When the chicks have a problem they will let you know.  They start to chirp and squeak.  Sometimes this means they need water, or food.  Sometimes it also means they are playing football with a nail, yeah they do that…  Run from one side of the chicken tractor to the other with the nail or bugs while being chased by the rest of the flock.

Big Chicken TractorChicken Tractors

The other day we heard them squawking and Cassie looked out the door to see what they might be up to.  She says “Uht oh BK, some of the chicks are loose!”.  They had apparently snuck out thru the bottom of the chicken tractor that was laying on some uneven surface. We had made one and then a larger “chicken tractor” because they had quickly outgrown the bathtub and a chicken tractor never has to be cleaned…only moved. Anyhow, we were able to catch 2 of the 3 fairly easy but there was a small leghorn that simply didn’t want to be caught and she is, as we found out, much faster than we are.  Plus she can slip thru a chain link fence with ease and taunt us.

We spent quite a bit of time chasing her before we came to the realization that it just  wasn’t going to work.  She has some talents we simply don’t.  Speed.

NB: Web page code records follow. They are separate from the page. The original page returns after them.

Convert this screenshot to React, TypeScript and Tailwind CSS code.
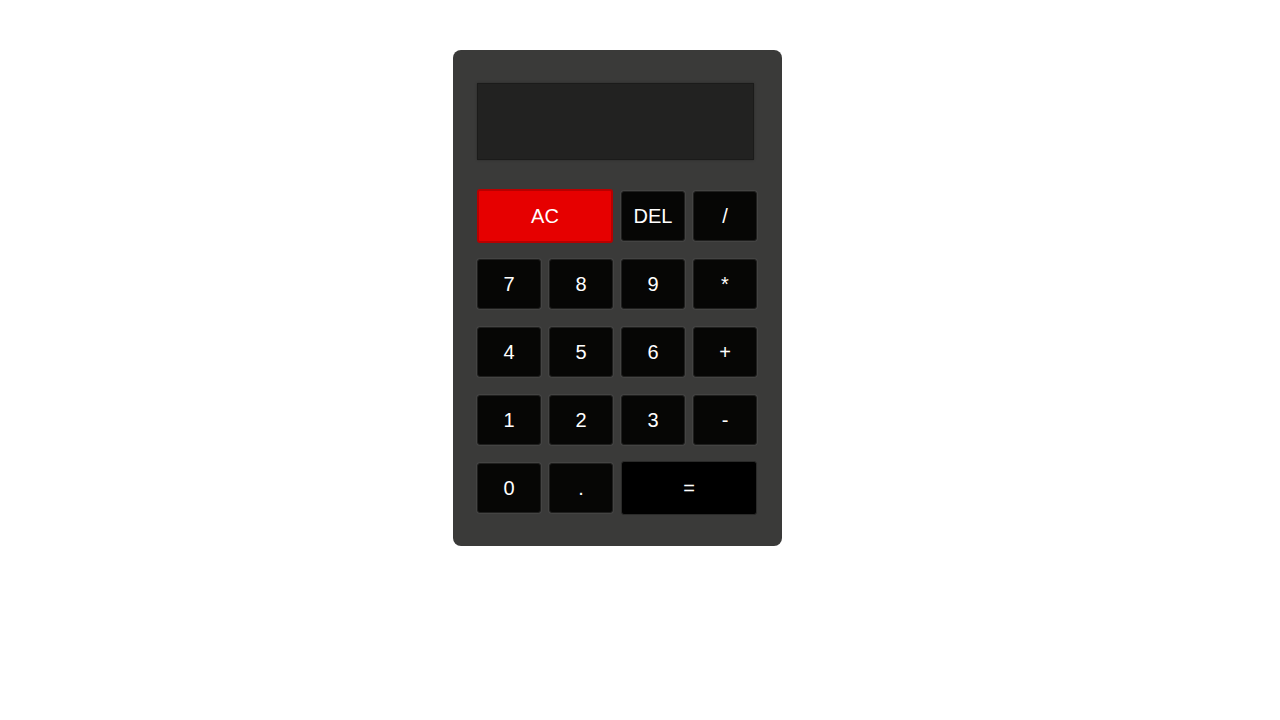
const rows: string[][] = [
  ['7', '8', '9', '*'],
  ['4', '5', '6', '+'],
  ['1', '2', '3', '-'],
]

function Key({ label, wide, className }: { label: string; wide?: boolean; className?: string }) {
  return (
    <button
      className={
        className ??
        `${wide ? 'w-[136px]' : 'w-16'} h-[50px] bg-[#060605] text-white text-[20px] rounded-[3px] border border-[#1f1f1e] shadow-[0_0_0_1px_#444443]`
      }
    >
      {label}
    </button>
  )
}

export default function App() {
  return (
    <div className="min-h-screen bg-white" style={{ fontFamily: '"Liberation Sans", Arial, sans-serif' }}>
      <div className="pt-[50px] pl-[453px]">
        <div className="w-[329px] h-[496px] bg-[#3a3a39] rounded-lg pt-[33px] pl-6">
          <div className="w-[277px] h-[77px] bg-[#222221] border border-[#1b1b1a] shadow-[0_0_2px_#2a2a29]" />
          <div className="flex flex-col gap-[14px] mt-[29px]">
            <div className="h-[54px] flex items-center gap-2">
              <button className="w-[136px] h-[54px] bg-[#e60000] text-white text-[20px] rounded-[3px] border-2 border-[#b80000]">
                AC
              </button>
              <Key label="DEL" />
              <Key label="/" />
            </div>
            {rows.map((r) => (
              <div key={r.join('')} className="h-[54px] flex items-center gap-2">
                {r.map((k) => (
                  <Key key={k} label={k} />
                ))}
              </div>
            ))}
            <div className="h-[54px] flex items-center gap-2">
              <Key label="0" />
              <Key label="." />
              <button className="w-[136px] h-[54px] bg-black text-white text-[20px] rounded-[3px] border border-[#2a2a29]">
                =
              </button>
            </div>
          </div>
        </div>
      </div>
    </div>
  )
}
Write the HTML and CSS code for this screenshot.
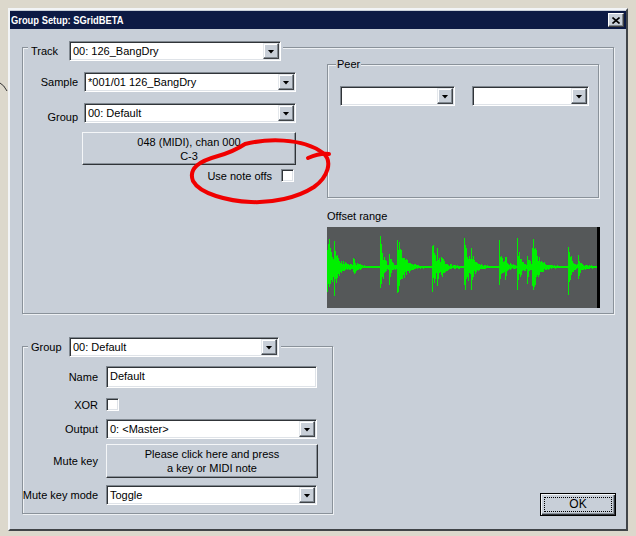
FILE: index.html
```html
<!DOCTYPE html>
<html lang="en">
<head>
  <meta charset="UTF-8">
  <title>Group Setup: SGridBETA</title>
  <link rel="stylesheet" href="styles.css">
</head>
<body>
  <div class="window">
    <div class="titlebar">
      <span class="title">Group Setup: SGridBETA</span>
      <button class="close">
        <svg width="8" height="7" viewBox="0 0 8 7"><path d="M0.5 0.5L7.5 6.5M7.5 0.5L0.5 6.5" stroke="#000" stroke-width="1.6"/></svg>
      </button>
    </div>
    <div class="client">
      <div class="gb track">
        <div class="gb-head">
          <span class="head-lbl">Track</span>
          <div class="combo w212"><span class="combo-text">00: 126_BangDry</span><span class="drop"></span></div>
        </div>
        <div class="track-body">
          <div class="left-col">
            <div class="row first">
              <span class="lbl">Sample</span>
              <div class="combo w212"><span class="combo-text">*001/01 126_BangDry</span><span class="drop"></span></div>
            </div>
            <div class="row low">
              <span class="lbl">Group</span>
              <div class="combo w212"><span class="combo-text">00: Default</span><span class="drop"></span></div>
            </div>
            <button class="btn note-btn">048 (MIDI), chan 000<br>C-3</button>
            <div class="check-row">
              <span>Use note offs</span>
              <span class="check"></span>
            </div>
          </div>
          <div class="right-col">
            <div class="gb peer">
              <div class="gb-head text-head">Peer</div>
              <div class="peer-row">
                <div class="combo w115"><span class="combo-text"></span><span class="drop"></span></div>
                <div class="combo w117"><span class="combo-text"></span><span class="drop"></span></div>
              </div>
            </div>
            <div class="offset-lbl">Offset range</div>
            <div class="wave"><svg id="wave" width="270" height="81" viewBox="0 0 270 81"></svg></div>
          </div>
        </div>
      </div>

      <div class="bottom">
        <div class="gb group">
          <div class="gb-head">
            <span class="head-lbl">Group</span>
            <div class="combo w210"><span class="combo-text">00: Default</span><span class="drop"></span></div>
          </div>
          <div class="frow name-row">
            <span class="flbl">Name</span>
            <div class="edit">Default</div>
          </div>
          <div class="frow xor-row">
            <span class="flbl">XOR</span>
            <span class="check"></span>
          </div>
          <div class="frow output-row">
            <span class="flbl">Output</span>
            <div class="combo w211"><span class="combo-text">0: &lt;Master&gt;</span><span class="drop"></span></div>
          </div>
          <div class="frow mute-row">
            <span class="flbl">Mute key</span>
            <button class="btn mute-btn">Please click here and press<br>a key or MIDI note</button>
          </div>
          <div class="frow mode-row">
            <span class="flbl">Mute key mode</span>
            <div class="combo w211"><span class="combo-text">Toggle</span><span class="drop"></span></div>
          </div>
        </div>
        <button class="ok"><span class="focus">OK</span></button>
      </div>
    </div>
  </div>

  <svg class="marks" width="636" height="536" viewBox="0 0 636 536">
    <path d="M0 83 Q4 85 7 91" fill="none" stroke="#333" stroke-width="1"/>
    <path d="M245 144 C265 139 302 137 323 153 C333 161 328 177 314 187 C297 198 272 203 251 202 C228 201 200 194 193 181 C188 168 200 161 218 156 C232 152 239 148 245 144" fill="none" stroke="#f00000" stroke-width="4" stroke-linecap="round" stroke-linejoin="round"/>
    <path d="M308 158 C315 155 321 153 329 154" fill="none" stroke="#f00000" stroke-width="4" stroke-linecap="round"/>
  </svg>

  <script>
    // waveform for the offset range box
    const wave = document.getElementById('wave');
    let seed = 11;
    function rnd() {
      seed = (seed * 16807) % 2147483647;
      return seed / 2147483647;
    }
    // [onset, amplitude, sharp decay, tail]
    const bursts = [
      [0, 36, 5, 7], [7, 16, 2, 4], [26, 7, 2, 2], [53, 30, 3, 3], [62, 15, 1.5, 2],
      [70, 32, 5, 5], [105, 29, 3, 3], [110, 12, 1.5, 2], [114, 10, 1.5, 2],
      [137, 32, 4, 4], [144, 14, 1.5, 2], [172, 24, 2.5, 3], [178, 9, 1.5, 2],
      [190, 25, 2.5, 3], [200, 14, 1.5, 2], [205, 32, 4, 5], [241, 28, 2.5, 3], [251, 12, 1.5, 2]
    ];
    const cy = 40;
    let d = '';
    for (let x = 0; x < 270; x++) {
      let a = 0.6;
      for (const [o, amp, k, tail] of bursts) {
        if (x >= o) a += amp * Math.exp(-(x - o) / k) + tail * Math.exp(-(x - o) / 12);
      }
      a = Math.min(a, 37);
      const up = Math.max(0.6, a * (0.45 + 0.55 * rnd()));
      const dn = Math.max(0.6, a * 0.95 * (0.45 + 0.55 * rnd()));
      d += 'M' + x + ' ' + (cy - up).toFixed(1) + 'h1V' + (cy + dn).toFixed(1) + 'h-1Z';
    }
    const path = document.createElementNS('http://www.w3.org/2000/svg', 'path');
    path.setAttribute('d', d);
    path.setAttribute('fill', '#00f000');
    wave.appendChild(path);
  </script>
</body>
</html>
```

FILE: styles.css
```css
body {
  margin: 0;
  width: 636px;
  height: 536px;
  overflow: hidden;
  position: relative;
  background: #dcd8cc;
  font-family: "Liberation Sans", Arial, sans-serif;
  font-size: 11px;
  color: #000;
}

.window {
  margin: 8px 0 0 8px;
  width: 620px;
  height: 523px;
  box-sizing: border-box;
  border: 2px solid;
  border-color: #f2f4f6 #404448 #404448 #f2f4f6;
  padding-top: 1px;
  background: #c8cfd8;
  display: flex;
  flex-direction: column;
}

.titlebar {
  height: 18px;
  background: #0c1a44;
  display: flex;
  align-items: center;
  justify-content: space-between;
  padding: 0 2px 0 1px;
}

.title {
  display: inline-block;
  color: #fff;
  font-weight: bold;
  font-size: 11px;
  white-space: nowrap;
  transform: scaleX(0.85);
  transform-origin: left center;
}

.close {
  width: 16px;
  height: 14px;
  box-sizing: border-box;
  padding: 0;
  background: #c8cfd8;
  border: 1px solid;
  border-color: #fff #404040 #404040 #fff;
  box-shadow: inset -1px -1px 0 #808890;
  display: flex;
  align-items: center;
  justify-content: center;
}

.client {
  flex: 1;
  padding: 18px 10px 0 12px;
  display: flex;
  flex-direction: column;
}

/* group boxes */
.gb {
  box-sizing: border-box;
  border: 1px solid #8a929a;
  box-shadow: 1px 1px 0 #eef1f4, inset 1px 1px 0 #eef1f4;
  display: flex;
  flex-direction: column;
}

.gb-head {
  align-self: flex-start;
  display: flex;
  align-items: center;
  background: #c8cfd8;
  margin: -7px 0 0 5px;
  padding: 0 2px 0 3px;
}

.head-lbl {
  width: 38px;
}

.text-head {
  margin: -7px 0 0 8px;
  padding: 0 1px;
  line-height: 13px;
}

.track {
  width: 592px;
  padding-bottom: 5px;
}

.track-body {
  display: flex;
  align-items: flex-start;
}

.left-col {
  width: 273px;
  display: flex;
  flex-direction: column;
}

.row {
  display: flex;
  align-items: center;
  margin-top: 11px;
}

.row.low {
  align-items: flex-end;
}

.row .lbl {
  width: 55px;
  margin-right: 6px;
  text-align: right;
  line-height: 13px;
}

.row.low .lbl {
  margin-bottom: -1px;
}

.note-btn {
  margin: 9px 0 0 59px;
  width: 214px;
  height: 33px;
}

.check-row {
  display: flex;
  justify-content: flex-end;
  align-items: center;
  gap: 9px;
  margin: 4px 2px 0 0;
}

.right-col {
  margin-left: 31px;
  display: flex;
  flex-direction: column;
}

.peer {
  margin-top: 3px;
  width: 272px;
  height: 134px;
}

.peer-row {
  display: flex;
  gap: 17px;
  margin: 15px 0 0 12px;
}

.offset-lbl {
  margin-top: 12px;
  line-height: 13px;
}

.wave {
  margin-top: 4px;
  width: 273px;
  height: 81px;
  box-sizing: border-box;
  background: #555859;
  border-right: 3px solid #000;
}

.wave svg {
  display: block;
  shape-rendering: crispEdges;
}

/* combo boxes, edits, checks */
.combo {
  display: flex;
  height: 20px;
  box-sizing: border-box;
  padding: 1px;
  background: #fff;
  border: 1px solid;
  border-color: #808890 #fff #fff #808890;
  box-shadow: inset 1px 1px 0 #303438, inset -1px -1px 0 #dfe3e8;
}

.w212 { width: 212px; }
.w211 { width: 211px; }
.w210 { width: 210px; }
.w115 { width: 115px; }
.w117 { width: 117px; }

.combo-text {
  flex: 1;
  padding-left: 2px;
  line-height: 16px;
  white-space: nowrap;
  overflow: hidden;
}

.drop {
  width: 16px;
  height: 16px;
  box-sizing: border-box;
  background: #c8cfd8;
  border: 1px solid;
  border-color: #e4e8ec #404448 #404448 #e4e8ec;
  box-shadow: inset -1px -1px 0 #808890, inset 1px 1px 0 #fff;
  display: flex;
  align-items: center;
  justify-content: center;
}

.drop::after {
  content: "";
  width: 7px;
  height: 4px;
  margin-top: 1px;
  background: #000;
  clip-path: polygon(0 0, 100% 0, 50% 100%);
}

.edit {
  width: 211px;
  height: 22px;
  box-sizing: border-box;
  padding: 0 3px;
  line-height: 18px;
  background: #fff;
  border: 1px solid;
  border-color: #808890 #fff #fff #808890;
  box-shadow: inset 1px 1px 0 #303438, inset -1px -1px 0 #dfe3e8;
}

.check {
  width: 13px;
  height: 13px;
  box-sizing: border-box;
  background: #fff;
  border: 1px solid;
  border-color: #808890 #fff #fff #808890;
  box-shadow: inset 1px 1px 0 #303438, inset -1px -1px 0 #dfe3e8;
}

.btn {
  padding: 0;
  font: inherit;
  line-height: 14px;
  text-align: center;
  color: #000;
  background: #c8cfd8;
  border: 1px solid;
  border-color: #f4f6f8 #303438 #303438 #f4f6f8;
  box-shadow: inset -1px -1px 0 #8a929a;
}

/* lower group */
.bottom {
  margin-top: 32px;
  display: flex;
  justify-content: space-between;
  align-items: flex-end;
}

.group {
  width: 311px;
  padding-bottom: 8px;
}

.group .gb-head {
  margin-top: -10px;
}

.frow {
  display: flex;
  align-items: center;
}

.flbl {
  width: 75px;
  margin-right: 8px;
  display: flex;
  justify-content: flex-end;
  white-space: nowrap;
}

.name-row { margin-top: 9px; }
.xor-row { margin-top: 10px; }
.output-row { margin-top: 8px; }
.mute-row { margin-top: 5px; }
.mode-row { margin-top: 7px; }

.mute-btn {
  width: 212px;
  height: 34px;
}

.ok {
  width: 76px;
  height: 23px;
  margin-bottom: -2px;
  padding: 3px;
  box-sizing: border-box;
  background: #c8cfd8;
  border: 1px solid #000;
  box-shadow: inset 1px 1px 0 #f4f6f8, inset -1px -1px 0 #303438, inset -2px -2px 0 #8a929a;
  font-family: "Liberation Sans", Arial, sans-serif;
  font-size: 12px;
  color: #000;
}

.focus {
  display: block;
  height: 100%;
  box-sizing: border-box;
  border: 1px dotted #000;
  line-height: 13px;
}

.marks {
  position: absolute;
  top: 0;
  left: 0;
  pointer-events: none;
}
```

I had just about given up when I decided that we are humans and should be able to outsmart a baby chicken.  Right?!  So I devised a ‘cartoon trap’.

Chicken trap
Cartoon Trap

I put some bait under a box and held the box up with a stick attached to a string.  We tried food as bait, no dice.  We tried water, nope.  It came to our attention that the only thing she wanted was to be with the flock but she couldn’t find a way back in.  So I made a small cage out of wire and put another chick inside it so she could not escape.

Chick as bait

It worked perfectly!  In about 2 minutes she had walked over to see the other chick and was under the box.  Trapped!